It’s All About Perspective

Really? We're based on THAT life?The Canadian intertubes are buzzing with the news that peripatetic newspaper columnist Rebecca Eckler is suing Universal Pictures for copyright infringement, alleging that Judd Apatow’s “Knocked Up” is an uncredited adaptation of “Knocked Up: Confessions of a Hip Mother-to-Be”, her 2004 collection of National Post columns.

Now, Eckler has a reputation up here for being something of a narcissist — like the most annoying guest at a dinner party, any topic on which she offers an opinion just serves as an opportunity to tell a poorly structured anecdote about her own magnificent self — so I’m not surprised at all to see her going after Apatow’s film, which does indeed revolve around human beings dealing with an unexpected pregnancy. After all, the title is the same as her book!

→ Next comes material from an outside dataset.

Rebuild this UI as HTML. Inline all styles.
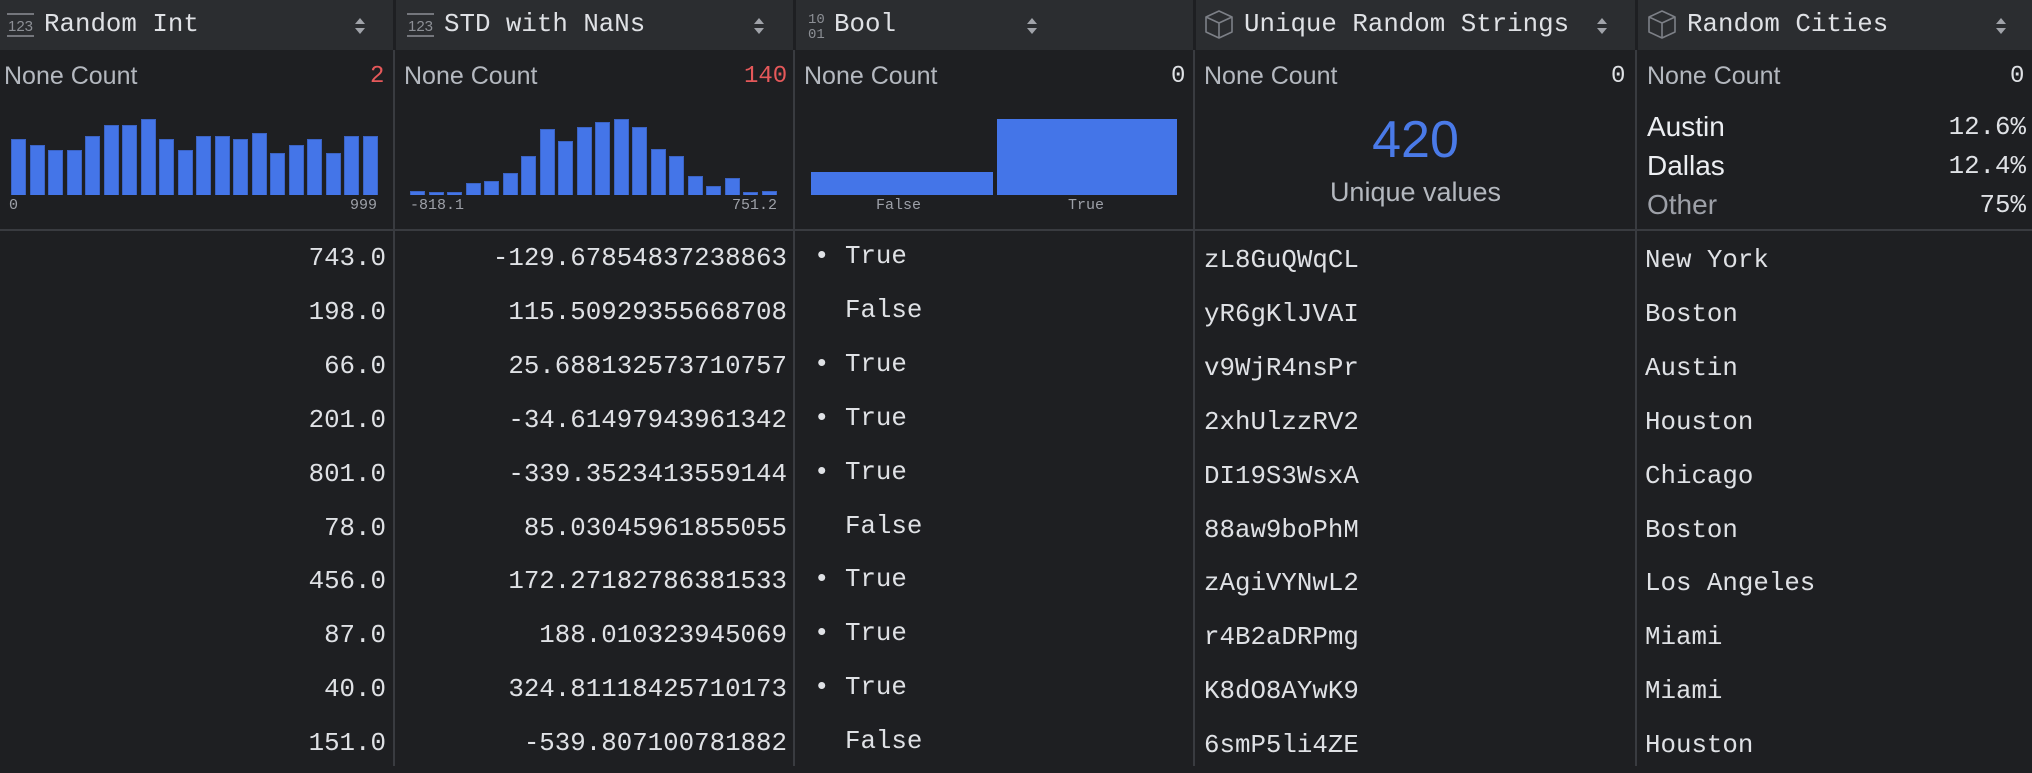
<!DOCTYPE html>
<html><head><meta charset="utf-8"><style>
*{margin:0;padding:0;box-sizing:border-box}
body{width:2032px;height:766px;background:#1e1f22;overflow:hidden;position:relative;font-family:"Liberation Mono",monospace;color:#dfe1e5}
.hdr{position:absolute;top:0;height:50px;background:#2b2d30}
.ht{position:absolute;top:7px;font-size:25.8px;color:#dfe1e5;line-height:36px}
.ic{position:absolute;top:12px}
.arr{position:absolute;top:16px;width:12px;height:20px}
.vd{position:absolute;width:2px;background:#393b40}
.nc{position:absolute;top:61px;font-family:"Liberation Sans",sans-serif;font-size:25px;color:#b4b8bf;line-height:30px}
.ncv{position:absolute;top:62px;font-size:24px;line-height:30px}
.bars{position:absolute;display:flex;align-items:flex-end;height:80px}
.bars div{background:#4475e8;border:1px solid #3b63c4;border-bottom:none;margin-right:3.5px}
.lbl{position:absolute;font-size:15px;color:#9da0a8;top:197px}
.cell{position:absolute;font-size:25.8px;line-height:30px;color:#dfe1e5;white-space:pre}
.r{text-align:right}
</style></head><body>
<div class="hdr" style="left:0;width:393px"></div>
<div class="hdr" style="left:396px;width:397px"></div>
<div class="hdr" style="left:796px;width:397px"></div>
<div class="hdr" style="left:1196px;width:439px"></div>
<div class="hdr" style="left:1638px;width:394px"></div>

<svg class="ic" style="left:6px" width="30" height="26"><line x1="1" y1="2" x2="28" y2="2" stroke="#8c8f95" stroke-width="1.5"/><line x1="1" y1="24" x2="28" y2="24" stroke="#8c8f95" stroke-width="1.5"/><text x="14.5" y="19" font-family="Liberation Sans" font-size="15" fill="#8c8f95" text-anchor="middle">123</text></svg>
<div class="ht" style="left:44px">Random Int</div>
<svg class="ic" style="left:406px" width="30" height="26"><line x1="1" y1="2" x2="28" y2="2" stroke="#8c8f95" stroke-width="1.5"/><line x1="1" y1="24" x2="28" y2="24" stroke="#8c8f95" stroke-width="1.5"/><text x="14.5" y="19" font-family="Liberation Sans" font-size="15" fill="#8c8f95" text-anchor="middle">123</text></svg>
<div class="ht" style="left:444px">STD with NaNs</div>
<svg class="ic" style="left:806px;top:9px" width="28" height="32"><text x="2" y="14" font-family="Liberation Mono" font-size="14" fill="#8c8f95">10</text><text x="2" y="29" font-family="Liberation Mono" font-size="14" fill="#8c8f95">01</text></svg>
<div class="ht" style="left:834px">Bool</div>
<svg class="ic" style="left:1205px;top:10px" width="30" height="30"><path d="M14 1 L27 7 L27 22 L14 28 L1 22 L1 7 Z M1 7 L14 13 L27 7 M14 13 L14 28" fill="none" stroke="#7d8087" stroke-width="1.6" stroke-linejoin="round"/></svg>
<div class="ht" style="left:1244px">Unique Random Strings</div>
<svg class="ic" style="left:1648px;top:10px" width="30" height="30"><path d="M14 1 L27 7 L27 22 L14 28 L1 22 L1 7 Z M1 7 L14 13 L27 7 M14 13 L14 28" fill="none" stroke="#7d8087" stroke-width="1.6" stroke-linejoin="round"/></svg>
<div class="ht" style="left:1687px">Random Cities</div>

<svg class="arr" style="left:354px"><path d="M1 8 L6 2 L11 8 Z M1 12 L6 18 L11 12 Z" fill="#a0a3a9"/></svg>
<svg class="arr" style="left:753px"><path d="M1 8 L6 2 L11 8 Z M1 12 L6 18 L11 12 Z" fill="#a0a3a9"/></svg>
<svg class="arr" style="left:1026px"><path d="M1 8 L6 2 L11 8 Z M1 12 L6 18 L11 12 Z" fill="#a0a3a9"/></svg>
<svg class="arr" style="left:1596px"><path d="M1 8 L6 2 L11 8 Z M1 12 L6 18 L11 12 Z" fill="#a0a3a9"/></svg>
<svg class="arr" style="left:1995px"><path d="M1 8 L6 2 L11 8 Z M1 12 L6 18 L11 12 Z" fill="#a0a3a9"/></svg>

<div class="vd" style="left:393px;top:50px;height:716px"></div>
<div class="vd" style="left:793px;top:50px;height:716px"></div>
<div class="vd" style="left:1193px;top:50px;height:716px"></div>
<div class="vd" style="left:1635px;top:50px;height:716px"></div>
<div style="position:absolute;left:0;top:229px;width:2032px;height:2px;background:#393b40"></div>

<div class="nc" style="left:4px">None Count</div>
<div class="ncv" style="left:370px;color:#e5585a">2</div>
<div class="bars" style="left:11px;top:115px">
<div style="width:15px;height:56px"></div><div style="width:15px;height:50px"></div><div style="width:15px;height:45px"></div><div style="width:15px;height:45px"></div><div style="width:15px;height:59px"></div><div style="width:15px;height:70px"></div><div style="width:15px;height:70px"></div><div style="width:15px;height:76px"></div><div style="width:15px;height:56px"></div><div style="width:15px;height:45px"></div><div style="width:15px;height:59px"></div><div style="width:15px;height:59px"></div><div style="width:15px;height:56px"></div><div style="width:15px;height:62px"></div><div style="width:15px;height:42px"></div><div style="width:15px;height:50px"></div><div style="width:15px;height:56px"></div><div style="width:15px;height:42px"></div><div style="width:15px;height:59px"></div><div style="width:15px;height:59px"></div>
</div>
<div class="lbl" style="left:9px">0</div>
<div class="lbl" style="left:350px">999</div>

<div class="nc" style="left:404px">None Count</div>
<div class="ncv" style="left:744px;color:#e5585a">140</div>
<div class="bars" style="left:410px;top:115px">
<div style="width:15px;height:4px"></div><div style="width:15px;height:3px"></div><div style="width:15px;height:3px"></div><div style="width:15px;height:12px"></div><div style="width:15px;height:14px"></div><div style="width:15px;height:22px"></div><div style="width:15px;height:39px"></div><div style="width:15px;height:66px"></div><div style="width:15px;height:54px"></div><div style="width:15px;height:68px"></div><div style="width:15px;height:73px"></div><div style="width:15px;height:76px"></div><div style="width:15px;height:68px"></div><div style="width:15px;height:46px"></div><div style="width:15px;height:39px"></div><div style="width:15px;height:19px"></div><div style="width:15px;height:9px"></div><div style="width:15px;height:17px"></div><div style="width:15px;height:3px"></div><div style="width:15px;height:4px"></div>
</div>
<div class="lbl" style="left:410px">-818.1</div>
<div class="lbl" style="left:732px">751.2</div>

<div class="nc" style="left:804px">None Count</div>
<div class="ncv" style="left:1171px;color:#dfe1e5">0</div>
<div style="position:absolute;left:811px;top:172px;width:182px;height:23px;background:#4475e8"></div>
<div style="position:absolute;left:997px;top:119px;width:180px;height:76px;background:#4475e8"></div>
<div class="lbl" style="left:876px">False</div>
<div class="lbl" style="left:1068px">True</div>

<div class="nc" style="left:1204px">None Count</div>
<div class="ncv" style="left:1611px;color:#dfe1e5">0</div>
<div style="position:absolute;left:1196px;width:439px;top:110px;text-align:center;font-family:'Liberation Sans',sans-serif;font-size:52px;line-height:60px;color:#4a7ae8">420</div>
<div style="position:absolute;left:1196px;width:439px;top:176px;text-align:center;font-family:'Liberation Sans',sans-serif;font-size:27px;line-height:32px;color:#b4b8bf">Unique values</div>

<div class="nc" style="left:1647px">None Count</div>
<div class="ncv" style="left:2010px;color:#dfe1e5">0</div>
<div style="position:absolute;left:1647px;top:111px;font-family:'Liberation Sans',sans-serif;font-size:28px;line-height:32px;color:#eceef2">Austin</div>
<div style="position:absolute;left:1647px;top:150px;font-family:'Liberation Sans',sans-serif;font-size:28px;line-height:32px;color:#eceef2">Dallas</div>
<div style="position:absolute;left:1647px;top:189px;font-family:'Liberation Sans',sans-serif;font-size:28px;line-height:32px;color:#9da0a8">Other</div>
<div class="cell r" style="left:1800px;width:226px;top:113px">12.6%</div>
<div class="cell r" style="left:1800px;width:226px;top:152px">12.4%</div>
<div class="cell r" style="left:1800px;width:226px;top:191px">75%</div>

<div class="cell r" style="left:0;width:386px;top:232px;line-height:53.9px">743.0
198.0
66.0
201.0
801.0
78.0
456.0
87.0
40.0
151.0</div>
<div class="cell r" style="left:400px;width:387px;top:232px;line-height:53.9px">-129.67854837238863
115.50929355668708
25.688132573710757
-34.61497943961342
-339.3523413559144
85.03045961855055
172.27182786381533
188.010323945069
324.81118425710173
-539.807100781882</div>
<div class="cell" style="left:814px;top:230px;line-height:53.9px">• True
  False
• True
• True
• True
  False
• True
• True
• True
  False</div>
<div class="cell" style="left:1204px;top:234px;line-height:53.9px">zL8GuQWqCL
yR6gKlJVAI
v9WjR4nsPr
2xhUlzzRV2
DI19S3WsxA
88aw9boPhM
zAgiVYNwL2
r4B2aDRPmg
K8dO8AYwK9
6smP5li4ZE</div>
<div class="cell" style="left:1645px;top:234px;line-height:53.9px">New York
Boston
Austin
Houston
Chicago
Boston
Los Angeles
Miami
Miami
Houston</div>
</body></html>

Of course, the title is a common expression, and the fact that Eckler’s life and Apatow’s script bear the most superficial resemblances don’t seem to have factored into Eckler’s suit. Or at least she’s not letting herself think about them in any significant way, as evidenced by this quote to the Toronto Star’s Robyn Doolittle:

“I saw the movie months ago at an Austin film festival,” she said. “From the beginning I just thought, `I wrote about this in my book.’ There’s this scene when she’s really pregnant and she goes to a bar and feels really uncomfortable. I wrote the same scene (but I was) at a film festival party.”

In another similarity, Heigl’s character, Alison Scott, is guided through the pregnancy by her sister, Debbie, a comical mother of two. In the book, Eckler goes to her best friend, Ronnie, for advice, who also has screaming children.

Eckler points to the fact that Rogen’s character, Ben Stone, is Jewish and Canadian. So is her fiancé.

Oddly, in all of this coverage, Eckler manages not to acknowledge that the central relationship in Apatow’s film is between Ben and Alison, who are virtual strangers when they make their baby and spend the nine months of gestation moving tentatively towards a relationship, rather than a self-absorbed monster and her pregnancy, which is very much the focus of Eckler’s book.

The actual similarities in the material appear to be the kind of stuff that every pregnant woman experiences — apprehension, confusion, concerns about her changing body — and which Apatow handles with much more elegance and wit in the film than Eckler does in print. (Yeah, I read most of the Post columns. I’m not proud.)

Personally, if I was Universal, I’d counter-sue for misrepresentation. Try as she might to cloak herself in cutting-edge cred, Eckler has never, ever been “hip”. But as she’s demonstrated yet again, she’s a peerless self-promoter.

Just read the info box at her blog, which appears to have been slapped together from its own press release. Or rather, don’t, because I think we’ve all spent enough time thinking about Rebecca Eckler this week.

136 thoughts on “It’s All About Perspective”

  1. Canadian Mom vs. Heartless Studio. Overrated Canuck vs. Hollywood’s Crude-But-Goodhearted Comic Goldmine. Chick Flickers vs. The 40yr Old Virgin Crowd. We’ll be reading (or religiously avoiding) this pap for months.

  2. Oh God, I never could stand her. My question to her is, if the title were different, would she still bother? I think that few women, but especially Eckler, want to admit that getting pregnant actually makes them part of a very large, very inclusive club, not an elite member of society. Knocked Up the movie bears superficial similarities to her book and her book in turn bears superficial similarities to that Hugh Grant stinker Nine Months (and She’s Having a Baby, and a “Friends” arc, and on and on), because that particular wheel doesn’t lend itself to reinvention.

    Really, Ira Levin should be suing her stealing the idea to bear a child that’s at least half-Satanic.